▶ **Brief**
Reproduce nothing but the lines from the start of the material through the line that includes "const [cached, setCached] = useState(true);", both ends included, and omit every picture.

Web page code records
☆ ☆ ☆ ☆ ☆ ☆ ☆
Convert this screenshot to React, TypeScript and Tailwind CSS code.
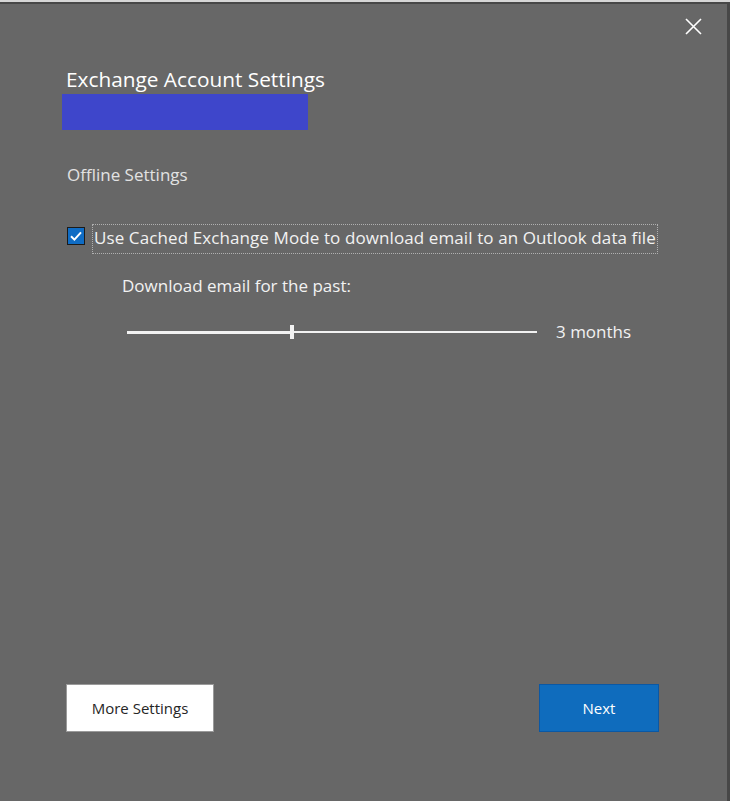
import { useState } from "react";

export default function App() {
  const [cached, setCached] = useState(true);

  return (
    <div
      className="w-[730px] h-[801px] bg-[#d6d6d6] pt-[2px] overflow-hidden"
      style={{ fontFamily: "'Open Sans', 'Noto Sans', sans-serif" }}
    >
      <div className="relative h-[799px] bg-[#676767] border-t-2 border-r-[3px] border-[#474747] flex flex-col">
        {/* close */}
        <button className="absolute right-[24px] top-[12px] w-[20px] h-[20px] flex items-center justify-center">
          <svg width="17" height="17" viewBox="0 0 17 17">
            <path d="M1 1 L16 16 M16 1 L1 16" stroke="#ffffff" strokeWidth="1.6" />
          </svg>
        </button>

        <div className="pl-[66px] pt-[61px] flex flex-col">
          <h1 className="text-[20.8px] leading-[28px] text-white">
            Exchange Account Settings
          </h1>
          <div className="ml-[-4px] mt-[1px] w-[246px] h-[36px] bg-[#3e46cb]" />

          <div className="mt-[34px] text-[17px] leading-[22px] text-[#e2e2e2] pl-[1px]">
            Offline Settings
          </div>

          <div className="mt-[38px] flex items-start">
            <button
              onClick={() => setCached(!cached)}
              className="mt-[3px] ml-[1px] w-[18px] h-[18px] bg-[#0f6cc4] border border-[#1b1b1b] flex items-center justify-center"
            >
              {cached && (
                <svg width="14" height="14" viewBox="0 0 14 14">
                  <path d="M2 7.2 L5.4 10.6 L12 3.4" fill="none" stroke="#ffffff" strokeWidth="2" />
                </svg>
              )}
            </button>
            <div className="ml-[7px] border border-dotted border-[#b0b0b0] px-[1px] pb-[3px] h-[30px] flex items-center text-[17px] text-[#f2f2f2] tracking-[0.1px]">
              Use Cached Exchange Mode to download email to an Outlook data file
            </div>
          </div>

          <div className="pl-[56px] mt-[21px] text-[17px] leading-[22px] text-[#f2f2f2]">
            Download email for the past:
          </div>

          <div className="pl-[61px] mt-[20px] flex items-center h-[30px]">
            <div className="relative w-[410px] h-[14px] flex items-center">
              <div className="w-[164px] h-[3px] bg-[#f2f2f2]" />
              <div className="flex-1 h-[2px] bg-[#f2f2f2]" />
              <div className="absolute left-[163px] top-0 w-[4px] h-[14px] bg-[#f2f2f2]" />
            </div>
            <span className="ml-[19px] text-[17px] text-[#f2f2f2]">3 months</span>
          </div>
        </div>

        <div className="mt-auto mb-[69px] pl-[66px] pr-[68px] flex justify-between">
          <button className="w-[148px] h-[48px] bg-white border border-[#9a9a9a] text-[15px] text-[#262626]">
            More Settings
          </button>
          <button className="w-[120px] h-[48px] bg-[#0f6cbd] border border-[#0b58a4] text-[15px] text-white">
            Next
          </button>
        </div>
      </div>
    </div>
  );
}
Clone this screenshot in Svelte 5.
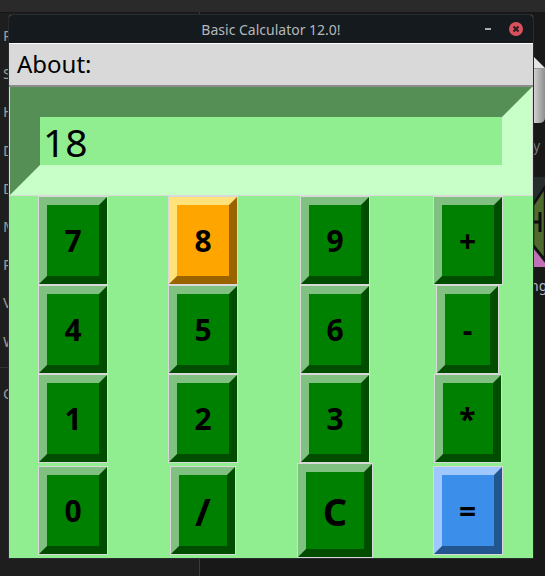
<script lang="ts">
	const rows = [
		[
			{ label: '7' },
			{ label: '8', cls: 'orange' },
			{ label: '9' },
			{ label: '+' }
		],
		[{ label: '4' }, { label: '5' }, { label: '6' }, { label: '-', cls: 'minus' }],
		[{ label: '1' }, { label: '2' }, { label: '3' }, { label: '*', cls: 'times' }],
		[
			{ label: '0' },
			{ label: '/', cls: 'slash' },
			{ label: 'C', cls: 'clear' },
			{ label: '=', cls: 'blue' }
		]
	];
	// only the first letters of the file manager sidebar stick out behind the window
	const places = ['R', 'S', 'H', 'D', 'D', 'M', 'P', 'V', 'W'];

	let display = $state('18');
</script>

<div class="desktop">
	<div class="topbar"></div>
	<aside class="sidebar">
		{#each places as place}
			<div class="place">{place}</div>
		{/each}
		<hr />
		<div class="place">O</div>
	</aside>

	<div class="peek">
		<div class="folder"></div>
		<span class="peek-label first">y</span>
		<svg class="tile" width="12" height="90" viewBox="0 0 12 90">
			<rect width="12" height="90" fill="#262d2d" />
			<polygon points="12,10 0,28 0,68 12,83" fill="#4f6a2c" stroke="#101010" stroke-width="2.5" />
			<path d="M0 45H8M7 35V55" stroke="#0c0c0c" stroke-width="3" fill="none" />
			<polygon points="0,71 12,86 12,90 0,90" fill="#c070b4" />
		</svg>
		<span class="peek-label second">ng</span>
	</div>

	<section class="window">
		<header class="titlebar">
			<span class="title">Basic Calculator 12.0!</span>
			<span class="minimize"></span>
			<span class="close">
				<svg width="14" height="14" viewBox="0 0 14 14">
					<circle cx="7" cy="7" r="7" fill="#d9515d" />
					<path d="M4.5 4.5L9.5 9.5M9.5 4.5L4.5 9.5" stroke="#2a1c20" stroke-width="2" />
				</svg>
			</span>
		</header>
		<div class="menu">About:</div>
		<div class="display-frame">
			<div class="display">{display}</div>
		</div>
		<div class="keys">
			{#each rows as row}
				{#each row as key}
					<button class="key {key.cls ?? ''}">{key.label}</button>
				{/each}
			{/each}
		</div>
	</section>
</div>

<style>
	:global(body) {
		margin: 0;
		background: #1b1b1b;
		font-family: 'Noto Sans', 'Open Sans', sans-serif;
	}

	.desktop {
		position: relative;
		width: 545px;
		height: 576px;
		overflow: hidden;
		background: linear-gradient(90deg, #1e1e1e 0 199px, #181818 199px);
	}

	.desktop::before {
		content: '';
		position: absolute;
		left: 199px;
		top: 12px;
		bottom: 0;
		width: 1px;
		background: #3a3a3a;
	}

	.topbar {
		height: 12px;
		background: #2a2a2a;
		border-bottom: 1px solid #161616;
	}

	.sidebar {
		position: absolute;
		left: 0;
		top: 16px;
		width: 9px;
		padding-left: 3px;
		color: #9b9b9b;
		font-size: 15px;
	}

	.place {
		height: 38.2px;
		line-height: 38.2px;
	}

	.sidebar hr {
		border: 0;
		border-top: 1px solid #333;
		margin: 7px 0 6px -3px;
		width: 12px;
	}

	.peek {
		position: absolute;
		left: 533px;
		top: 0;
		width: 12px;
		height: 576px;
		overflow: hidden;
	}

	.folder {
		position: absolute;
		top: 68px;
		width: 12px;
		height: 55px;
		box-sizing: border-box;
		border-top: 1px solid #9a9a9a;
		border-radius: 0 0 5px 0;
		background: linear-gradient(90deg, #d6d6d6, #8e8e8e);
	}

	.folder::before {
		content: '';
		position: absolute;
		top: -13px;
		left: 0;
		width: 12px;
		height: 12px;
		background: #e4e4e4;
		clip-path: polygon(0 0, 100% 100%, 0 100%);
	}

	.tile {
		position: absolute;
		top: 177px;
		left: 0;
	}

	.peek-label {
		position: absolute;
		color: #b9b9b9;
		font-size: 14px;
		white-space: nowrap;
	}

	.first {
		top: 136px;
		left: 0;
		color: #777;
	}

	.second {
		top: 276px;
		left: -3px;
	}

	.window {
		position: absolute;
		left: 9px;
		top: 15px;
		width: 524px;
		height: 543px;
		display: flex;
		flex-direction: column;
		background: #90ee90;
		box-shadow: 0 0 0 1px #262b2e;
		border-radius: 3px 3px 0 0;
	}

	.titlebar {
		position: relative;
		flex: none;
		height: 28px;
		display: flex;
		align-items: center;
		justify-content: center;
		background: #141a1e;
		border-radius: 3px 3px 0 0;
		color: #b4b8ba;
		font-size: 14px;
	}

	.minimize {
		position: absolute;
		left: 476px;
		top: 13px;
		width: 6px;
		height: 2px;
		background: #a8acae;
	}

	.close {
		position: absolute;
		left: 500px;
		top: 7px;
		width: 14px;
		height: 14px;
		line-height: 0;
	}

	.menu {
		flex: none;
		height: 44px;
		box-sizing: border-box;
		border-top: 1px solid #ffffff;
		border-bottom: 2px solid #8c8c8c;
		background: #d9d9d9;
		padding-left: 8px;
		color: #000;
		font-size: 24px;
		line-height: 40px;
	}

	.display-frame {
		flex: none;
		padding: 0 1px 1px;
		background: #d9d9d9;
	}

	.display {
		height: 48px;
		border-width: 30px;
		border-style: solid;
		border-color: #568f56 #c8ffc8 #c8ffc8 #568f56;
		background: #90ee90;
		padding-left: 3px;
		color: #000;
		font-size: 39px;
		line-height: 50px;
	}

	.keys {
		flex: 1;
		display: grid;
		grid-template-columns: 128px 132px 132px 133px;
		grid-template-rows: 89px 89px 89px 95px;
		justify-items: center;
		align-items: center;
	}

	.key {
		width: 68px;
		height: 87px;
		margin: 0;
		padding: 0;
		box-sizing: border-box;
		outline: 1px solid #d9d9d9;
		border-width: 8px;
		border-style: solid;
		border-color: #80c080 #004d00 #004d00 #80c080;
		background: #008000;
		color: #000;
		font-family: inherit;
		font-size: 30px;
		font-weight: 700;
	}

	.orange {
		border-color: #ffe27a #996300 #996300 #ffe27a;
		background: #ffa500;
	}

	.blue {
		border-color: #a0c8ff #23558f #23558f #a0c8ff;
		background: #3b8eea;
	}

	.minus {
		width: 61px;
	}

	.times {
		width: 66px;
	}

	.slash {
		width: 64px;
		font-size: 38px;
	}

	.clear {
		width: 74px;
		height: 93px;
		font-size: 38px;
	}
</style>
☆ ☆ ☆ ☆ ☆ ☆ ☆
▶ **Completed exercise**
Convert this screenshot to React, TypeScript and Tailwind CSS code.
import { useState } from "react";

export default function App() {
  const [cached, setCached] = useState(true);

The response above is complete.